Этика и политика - стр. 5
Опять-таки и его надо подразделить. О благе в каком смысле? Оно ведь не однозначно. Благом называется либо то, что является лучшим для каждого сущего, т. е. нечто по самой своей природе достойное избрания, либо то, что делает благими другие причастные ему вещи, т. е. идея блага. Надо ли говорить об идее блага или, скорее, благо есть то общее, что присуще всему благому? А [благо как такой общий признак] явно не тождественно идее блага. Идея блага – нечто отделенное (khōriston) и существующее само по себе, общее же присутствует во всех вещах и, конечно, не тождественно отделенному, потому что отделенное и существующее само по себе не может находиться во всех [единичных предметах]. Итак, о том ли благе мы должны говорить, которое присуще всем единичным вещам, или не о нем? [Не о нем.] Почему? Потому что это общее существует на правах определения (horismos) и результата индукции (ēраgogē). Определение имеет целью назвать сущность каждого [предмета и говорит], что [предмет] хорош, плох или еще какой-нибудь; и определение именует такое-то благо как благо вообще, т. е. как нечто само по себе достойное избрания. То, что принадлежит всем вещам как их общий признак, подобно определению. Но определение говорит: то и то есть благо. Между тем никакая наука и никакое умение не заявляют о себе, что их цель – благо, это рассматривает какое-либо другое умение. Так, ни врач, ни строитель не говорят, что здоровье или дом – это благо, но говорят: один – что такие-то вещи создают здоровье и как именно создают, другой – что [такие-то вещи создают] дом. Соответственно и политика, очевидно, не должна рассуждать об этом благе вообще, поскольку и она такая же наука, как остальные. Ни одно умение, ни одна наука не скажут, что цель у них – благо вообще. Стало быть, не дело политики рассуждать о благе вообще, существующем по способу определения>9.

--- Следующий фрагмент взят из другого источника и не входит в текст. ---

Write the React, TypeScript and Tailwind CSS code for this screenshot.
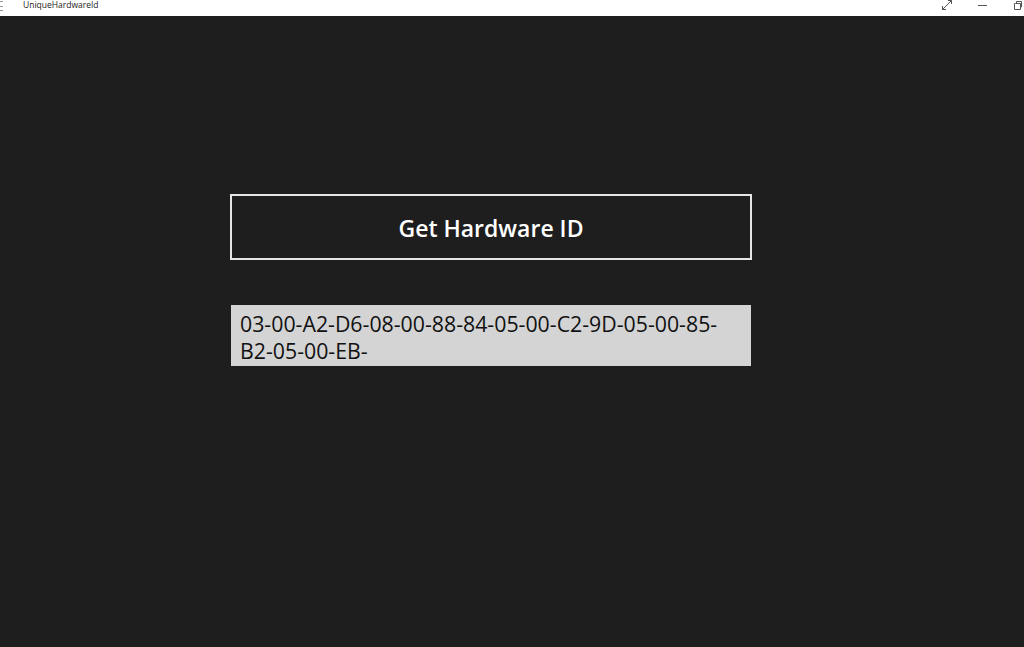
const App = () => {
  return (
    <div className="w-[1024px] h-[647px] flex flex-col bg-[#1e1e1e] overflow-hidden" style={{ fontFamily: "'Open Sans', 'Noto Sans', sans-serif" }}>
      {/* title bar */}
      <div className="h-4 bg-white flex items-center text-[#222] shrink-0 relative">
        <span className="absolute left-0 top-[1px] w-[3px] h-[10px] flex flex-col justify-between">
          <span className="h-px bg-[#999]" />
          <span className="h-px bg-[#999]" />
          <span className="h-px bg-[#999]" />
        </span>
        <span className="ml-[23px] mb-[6px] text-[8.5px] leading-none">UniqueHardwareId</span>
        <div className="ml-auto flex items-center h-full pb-[6px]">
          <svg width="12" height="12" viewBox="0 0 12 12" className="mr-[25px]" fill="none" stroke="#555" strokeWidth="1">
            <path d="M1.5 10.5 L10.5 1.5 M1.5 10.5 L1.5 7 M1.5 10.5 L5 10.5 M10.5 1.5 L7 1.5 M10.5 1.5 L10.5 5" />
          </svg>
          <svg width="10" height="10" viewBox="0 0 10 10" className="mr-[25px]" stroke="#555" strokeWidth="1">
            <path d="M0 5.5 H9" />
          </svg>
          <svg width="10" height="10" viewBox="0 0 10 10" className="mr-[1px]" fill="none" stroke="#555" strokeWidth="1">
            <path d="M2.5 3.5 H7.5 V9.5 H1.5 V3.5 Z M3.5 3.5 V1.5 H8.5 V7 H7.5" />
          </svg>
        </div>
      </div>

      <div className="flex flex-col pl-[230px] pt-[178px]">
        <button className="w-[522px] h-[66px] border-2 border-[#e6e6e6] text-white text-[23px] font-semibold flex items-center justify-center pt-[2px]">
          Get Hardware ID
        </button>
        <div className="mt-[45px] ml-px w-[520px] h-[61px] bg-[#d4d4d4] text-[#111] text-[21.3px] leading-[27px] pl-[9px] pt-[5px]">
          <span className="block">03-00-A2-D6-08-00-88-84-05-00-C2-9D-05-00-85-</span>
          <span className="block">B2-05-00-EB-</span>
        </div>
      </div>
    </div>
  );
};

export default App;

Но не ее дело говорить и о том общем благе, которое получается путем индукции. Почему? Потому что когда мы хотим указать на какое-то частное благо, то либо показываем при помощи определения, что и для блага вообще, и для того, что мы хотим объявить благом, подходит одно и то же понятие, либо мы прибегаем к индукции. Например, желая доказать, что благородство (megalopsychia)>10 – благо, мы говорим, что справедливость – благо, мужество и вообще добродетели – блага, а благородство – добродетель, поэтому благо и оно. Стало быть, политика не должна говорить и об общем благе, получаемом через индукцию>11, потому что и тут будут те же препятствия, что и в случае с общим благом, данным в определении. Ведь и здесь будет сказано: это вот есть благо.
Таким образом, ясно, что говорить следует о высшем благе, а именно о высшем в смысле высшего для нас. И вообще легко увидеть, что нет такой единой науки или умения, которые рассматривали бы все благо в целом. Почему? Потому что свое благо есть для каждой категории, будь то сущность, качество, количество, время, отношение, место, в общем, любая категория. Больше того, какое именно время хорошо для врачевания, знает врач, какое для управления кораблем – кормчий, и так каждый в своей науке: когда нужно оперировать, знает врач>12, а кормчий знает, когда нужно пускаться в плавание. Так, в любом ремесле мастер знает, какое время хорошо для дела: врач не будет знать, какое время благоприятно для управления кораблем, а кормчий – какое благоприятно для врачевания. Значит, и в этом смысле тоже нельзя говорить об общем благе, ссылаясь на то, что [категория] времени является общей для всех. Подобным образом и благо в категории отношения, и благо в прочих категориях есть нечто общее для всех наук, однако ни одному умению, ни одной науке не дано говорить о том, что (и когда именно) нечто есть благо для всех наук. Значит, политике тоже не дано говорить о благе как общем. Итак, она должна говорить о присущем ей благе, причем о высшем благе и нашем высшем благе.